Wednesday, March 1, 2017

First They Came For The Umpires . . .


First they came for the umpires (with instant replay), and I did not speak out
Then they came for the slide at home (and then at second), and I did not speak out
Then they came for the intentional walk ...
After the pitcher fires a third strike to retire the batter, with less than two out and no one on base, the catcher reflexively whips the ball to the third baseman, who tosses its to the second baseman, who flips it to the shortstop, who throws it back to the pitcher.  After an out is made at first base, with less than two out and no one on base, the first baseman starts a counterclockwise version.  This is a time-honored exercise known as throwing the ball "around the horn" -- a reference to sailing around South America's Cape Horn.  It is one of those classic baseball rituals that little leaguers have been imitating for generations. 

But it is rather superfluous and eliminating it could shave minutes off every game.  So, look out. 

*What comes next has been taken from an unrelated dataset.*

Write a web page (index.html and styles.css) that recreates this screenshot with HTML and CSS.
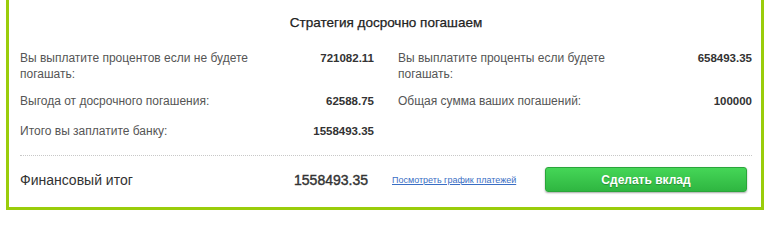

Until this season, when a manager decided to intentionally walk a batter, he would signal with four fingers.  The catcher would then stand up, extend his glove hand and receive four slowly tossed outside pitches in a row.  The batter would drop his bat and trot to first base.  Another rather quaint ritual -- one that rarely but memorably would go awry when the pitcher threw wildly or the batter reached out and hit the ball. 

No longer.  Starting this year, intentional walks will be issued automatically.  It will save seconds, perhaps a couple of minutes a game.

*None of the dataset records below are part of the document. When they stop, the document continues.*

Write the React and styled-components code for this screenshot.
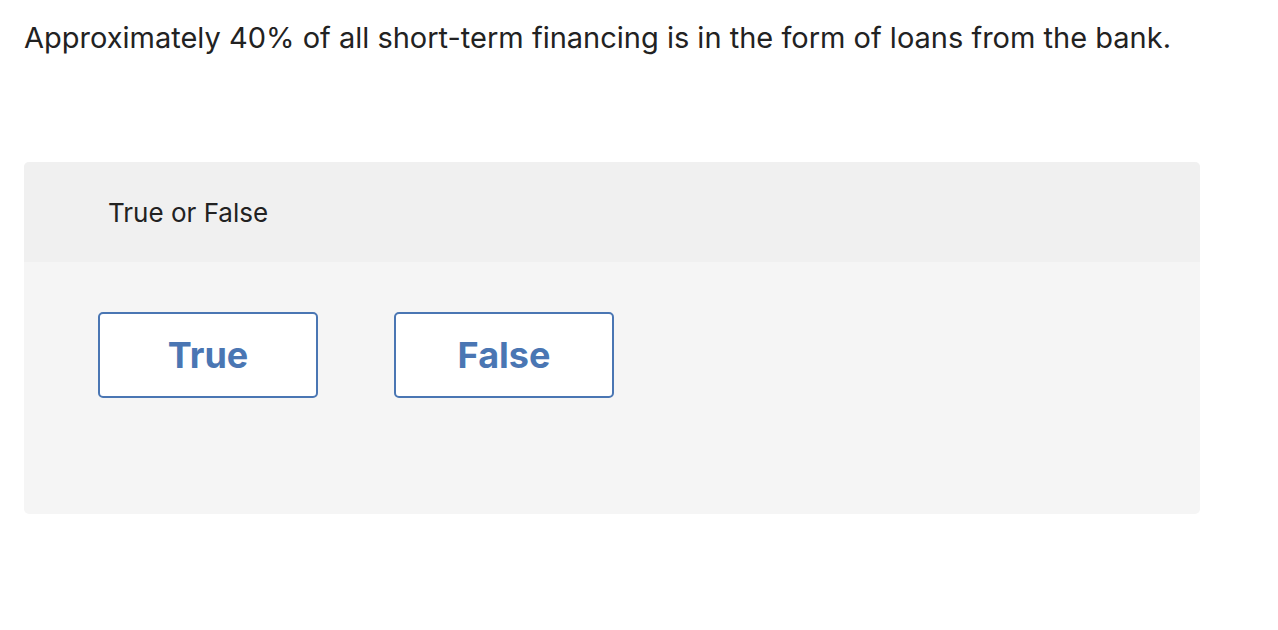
import React from "react";
import styled, { createGlobalStyle } from "styled-components";

const Global = createGlobalStyle`
  html, body { margin: 0; padding: 0; background: #fff; }
  body {
    font-family: Inter, "Open Sans", sans-serif;
    color: #222;
    font-variant-ligatures: none;
  }
`;

const Page = styled.div`
  padding: 18px 24px 0 24px;
  width: 1176px;
`;

const Prompt = styled.p`
  margin: 0;
  font-size: 29px;
  line-height: 40px;
  font-weight: 400;
  color: #222;
`;

const Card = styled.section`
  margin-top: 104px;
  border-radius: 5px;
  overflow: hidden;
  background: #f5f5f5;
`;

const CardHeader = styled.div`
  height: 100px;
  display: flex;
  align-items: center;
  padding-left: 84px;
  background: #f0f0f0;
  font-size: 26px;
  color: #222;
`;

const Choices = styled.div`
  display: flex;
  gap: 76px;
  padding: 50px 74px 116px;
`;

const Choice = styled.button`
  width: 220px;
  height: 86px;
  box-sizing: border-box;
  border: 2px solid #4a76b3;
  border-radius: 5px;
  background: #fff;
  color: #4a76b3;
  font-family: Inter, sans-serif;
  font-weight: 700;
  font-size: 36px;
  padding: 0;
  cursor: pointer;
`;

export default function App() {
  return (
    <>
      <Global />
      <Page>
        <Prompt>
          Approximately 40% of all short-term financing is in the form of loans from the bank.
        </Prompt>
        <Card>
          <CardHeader>True or False</CardHeader>
          <Choices>
            <Choice>True</Choice>
            <Choice>False</Choice>
          </Choices>
        </Card>
      </Page>
    </>
  );
}
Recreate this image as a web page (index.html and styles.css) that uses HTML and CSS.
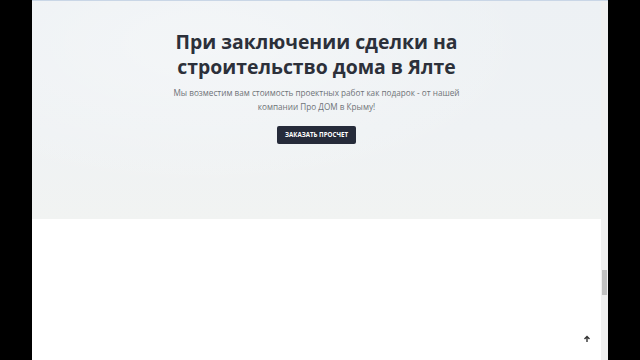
FILE: index.html
```html
<!DOCTYPE html>
<html lang="ru">
<head>
<meta charset="utf-8">
<link rel="stylesheet" href="styles.css">
</head>
<body>
<div class="screen">
  <div class="side"></div>
  <div class="window">
    <div class="page">
      <section class="hero">
        <h1 class="title">При заключении сделки на<br>строительство дома в Ялте</h1>
        <p class="lead">Мы возместим вам стоимость проектных работ как подарок - от нашей<br>компании Про ДОМ в Крыму!</p>
        <a class="btn">ЗАКАЗАТЬ ПРОСЧЕТ</a>
      </section>
      <section class="blank"></section>
      <div class="totop">
        <svg width="8" height="8" viewBox="0 0 8 8"><path d="M4 7V1.5M1.5 4L4 1.5L6.5 4" stroke="#333" stroke-width="1.4" fill="none"/></svg>
      </div>
    </div>
    <div class="scrollbar">
      <div class="arrow up"></div>
      <div class="track"><div class="thumb"></div></div>
      <div class="arrow down"></div>
    </div>
  </div>
  <div class="side right"></div>
</div>
</body>
</html>
```
FILE: styles.css
```css
html, body { margin: 0; padding: 0; }
body { background: #000; width: 640px; height: 360px; overflow: hidden; font-family: "Open Sans", "Liberation Sans", sans-serif; }
.screen { display: flex; height: 360px; }
.side { width: 32px; background: #000; }
.side.right { width: 32px; }
.window { width: 576px; display: flex; background: #fff; border-top: 1px solid #c9d6e6; box-sizing: border-box; }
.page { flex: 1; position: relative; display: flex; flex-direction: column; }
.hero {
  height: 218px;
  background:
    radial-gradient(ellipse at 30% 20%, rgba(255,255,255,0.35), rgba(255,255,255,0) 60%),
    linear-gradient(180deg, #edf1f4 0%, #eff2f4 60%, #f1f3f2 100%);
  display: flex; flex-direction: column; align-items: center;
  padding-top: 28px; box-sizing: border-box;
}
.title { margin: 0; font-size: 19.4px; line-height: 25px; font-weight: 700; color: #2c303a; text-align: center; }
.lead { margin: 7px 0 0; font-size: 8.2px; line-height: 14px; color: #6f7378; text-align: center; font-weight: 400; }
.btn { margin-top: 12px; background: #262b3a; color: #fff; font-size: 6.2px; font-weight: 700; padding: 5px 8px 6px; line-height: 7px; border-radius: 2px; }
.blank { flex: 1; background: #fff; }
.totop { position: absolute; left: 551px; top: 334px; width: 8px; height: 8px; }
.totop svg { display: block; }
.scrollbar { width: 7px; background: #f0f0f0; display: flex; flex-direction: column; }
.arrow { height: 8px; }
.track { flex: 1; position: relative; }
.thumb { position: absolute; left: 1px; right: 1px; top: 261px; height: 25px; background: #c1c1c1; }
```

The geniuses running Major League Baseball are trying to remove its idiosyncratic charms under the guise of speeding its pace.  But eliminating the intentional walk does not measurably impact the pace of the game.  And, besides, there's nothing wrong with the pace of the game (except perhaps too many conferences at the pitching mound and too many pitching changes).

If the powers that be really want to speed things up they could shorten the time between innings, but that would cut into advertising profits.  Or they could also do away with instant replay -- an ill-advised technical innovation designed to bring more precision and less human error but which results in momentum-crushing delays.

Streamlining baseball to accommodate purportedly impatient, distractible millennials will not magically bring more fans to the ballpark. Making the game more robotic by removing the game's traditional quirks is self-defeating.  We need to stop tinkering and have faith that baseball is just fine the way it is.